Building relationships, not just supply chains
Our connection with producers is personal. We don’t simply order from a list; we visit the farms, talk with the growers, and understand their challenges and triumphs. We’ve stood in fields tasting vegetables pulled from the earth that morning, sampled cheese in the very room it was aged, and watched beekeepers carefully tend to hives that hum with life. These moments build trust — and that trust means we can work closely together to plan for seasonal abundance, adapt menus if weather impacts a harvest, and even champion ingredients that deserve more attention. This is not a supply chain; it’s a web of relationships built on shared values: quality, sustainability, and respect for the craft.

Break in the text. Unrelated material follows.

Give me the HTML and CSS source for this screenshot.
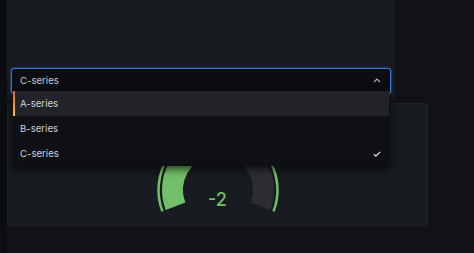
FILE: index.html
```html
<!DOCTYPE html>
<html>
<head>
<meta charset="utf-8">
<link rel="stylesheet" href="styles.css">
</head>
<body>
<div class="page">
  <div class="rail"></div>
  <div class="main">
    <div class="panel top-panel">
      <div class="select-wrap">
        <div class="select">
          <span class="select-value">C-series</span>
          <svg class="chevron" width="8" height="5" viewBox="0 0 8 5"><path d="M1 4 L4 1 L7 4" fill="none" stroke="#a8adb6" stroke-width="1.1"/></svg>
        </div>
        <div class="menu">
          <div class="option active"><span>A-series</span></div>
          <div class="option"><span>B-series</span></div>
          <div class="option"><span>C-series</span>
            <svg class="check" width="8" height="6" viewBox="0 0 8 6"><path d="M0.8 3.2 L2.9 5 L7.2 0.9" fill="none" stroke="#d8d9de" stroke-width="1.3"/></svg>
          </div>
        </div>
      </div>
    </div>
    <div class="panel bottom-panel">
      <svg class="gauge" width="130" height="86" viewBox="0 0 130 86">
        <path d="M9.45 83.33 A59.5 59.5 0 1 1 120.55 83.33" fill="none" stroke="#73bf69" stroke-width="2.5"/>
        <path d="M22.52 78.31 A45.5 45.5 0 0 1 56.32 17.34" fill="none" stroke="#73bf69" stroke-width="21"/>
        <path d="M56.32 17.34 A45.5 45.5 0 0 1 107.48 78.31" fill="none" stroke="#2c2d32" stroke-width="21"/>
        <text class="gauge-value" x="64.5" y="78" text-anchor="middle">-2</text>
      </svg>
    </div>
  </div>
</div>
</body>
</html>
```

FILE: styles.css
```css
html, body {
  margin: 0;
  padding: 0;
}
body {
  background: #111217;
  font-family: Inter, "Noto Sans", sans-serif;
  width: 474px;
  height: 253px;
  overflow: hidden;
}
.page {
  display: flex;
  height: 253px;
}
.rail {
  width: 7px;
  background: #0c0d10;
  flex: none;
}
.main {
  display: flex;
  flex-direction: column;
  gap: 3px;
}
.panel {
  background: #181b1f;
}
.top-panel {
  width: 388px;
  height: 100px;
  padding-top: 68px;
  padding-left: 4px;
  box-sizing: border-box;
}
.select-wrap {
  position: relative;
  width: 380px;
}
.select {
  height: 26px;
  box-sizing: border-box;
  border: 1px solid #3274d9;
  box-shadow: 0 0 0 0.6px rgba(50, 116, 217, 0.6);
  border-radius: 3px;
  background: #0c0d10;
  display: flex;
  align-items: center;
  justify-content: space-between;
  padding: 0 8px 2px 8px;
}
.select-value {
  color: #c7c8d2;
  font-size: 9.6px;
}
.chevron {
  margin-right: 1px;
}
.menu {
  position: absolute;
  left: 2px;
  top: 23px;
  width: 376px;
  background: #0f1013;
  box-shadow: 0 3px 8px rgba(0, 0, 0, 0.7);
  display: flex;
  flex-direction: column;
}
.option {
  height: 25px;
  display: flex;
  align-items: center;
  justify-content: space-between;
  padding: 0 7px 0 7px;
  color: #cfd0da;
  font-size: 9.6px;
  position: relative;
}
.option.active {
  background: #212328;
}
.option.active::before {
  content: "";
  position: absolute;
  left: 0;
  top: 0;
  bottom: 0;
  width: 2px;
  background: linear-gradient(#f05a28, #fbca0a);
}
.check {
  margin-right: 1px;
}
.bottom-panel {
  width: 421px;
  height: 123px;
  box-sizing: border-box;
  border: 1px solid #1f2126;
  border-radius: 3px;
  display: flex;
  flex-direction: column;
  align-items: center;
  padding-top: 24px;
}
.gauge-value {
  fill: #73bf69;
  font-size: 18px;
  font-weight: 500;
  font-family: Inter, "Noto Sans", sans-serif;
}
```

The value they bring to our menus
Local producers don’t just deliver ingredients; they deliver character. A head of lettuce grown 20 miles away tastes different from one imported across continents — fresher, crisper, more alive. A loaf of sourdough from a small bakery carries the flavour of heritage grains, natural fermentation, and the baker’s skill. These qualities are impossible to replicate in large-scale production, and they enrich our menus with stories worth telling. When we present a dish, we’re not just serving food; we’re offering a narrative — of where it came from, who grew it, and why it tastes the way it does. For our hosts and their guests, that connection transforms a meal into a shared experience.